## TASK PROMPT
Copy each line with the word "components" in it.

>> begin

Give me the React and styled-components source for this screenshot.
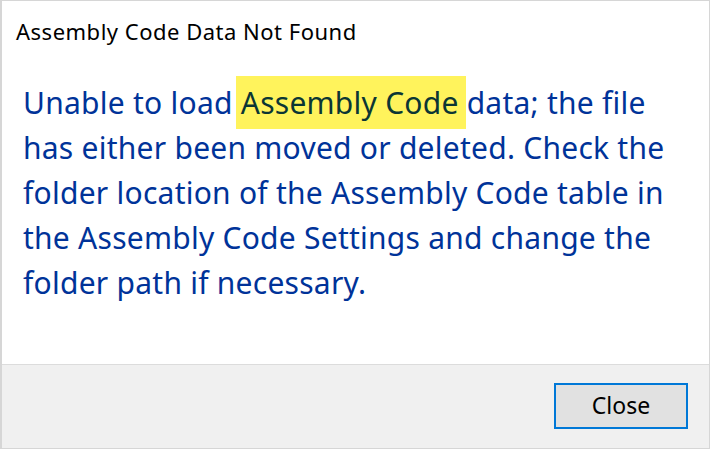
import React from "react";
import styled, { createGlobalStyle } from "styled-components";

const GlobalStyle = createGlobalStyle`
  html, body {
    margin: 0;
    padding: 0;
    background: #ffffff;
  }
`;

const Dialog = styled.div`
  box-sizing: border-box;
  width: 710px;
  height: 449px;
  border: 1px solid #d6d6d6;
  border-left-width: 2px;
  display: flex;
  flex-direction: column;
  font-family: "Noto Sans", "Open Sans", sans-serif;
  background: #ffffff;
`;

const Content = styled.div`
  flex: 1;
  display: flex;
  flex-direction: column;
`;

const Title = styled.div`
  padding: 15px 0 0 14px;
  font-size: 22px;
  letter-spacing: 0.5px;
  line-height: 30px;
  color: #000000;
`;

const Message = styled.div`
  margin: 34px 0 0 21px;
  font-size: 30px;
  letter-spacing: 0.25px;
  line-height: 45px;
  color: #003399;
  white-space: nowrap;
`;

const Highlight = styled.span`
  background: #fff35c;
  color: #0b3634;
  padding: 6px 7px 6px 5px;
  margin: 0 -7px 0 -5px;
`;

const Footer = styled.div`
  height: 84px;
  box-sizing: border-box;
  border-top: 1px solid #dcdcdc;
  background: #f0f0f0;
  display: flex;
  justify-content: flex-end;
  align-items: flex-start;
  padding: 18px 21px 0 0;
`;

const Button = styled.button`
  box-sizing: border-box;
  width: 134px;
  height: 46px;
  border: 2px solid #0078d7;
  background: #e1e1e1;
  font-family: "Noto Sans", "Open Sans", sans-serif;
  font-size: 23px;
  color: #000000;
  padding: 0 0 2px;
  cursor: pointer;
`;

export default function App() {
  return (
    <>
      <GlobalStyle />
      <Dialog>
        <Content>
          <Title>Assembly Code Data Not Found</Title>
          <Message>
            Unable to load <Highlight>Assembly Code</Highlight> data; the file
            <br />
            has either been moved or deleted. Check the
            <br />
            folder location of the Assembly Code table in
            <br />
            the Assembly Code Settings and change the
            <br />
            folder path if necessary.
          </Message>
        </Content>
        <Footer>
          <Button>Close</Button>
        </Footer>
      </Dialog>
    </>
  );
}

>> end

## RESULT BELOW
Give me the React and styled-components source for this screenshot.
import styled, { createGlobalStyle } from "styled-components";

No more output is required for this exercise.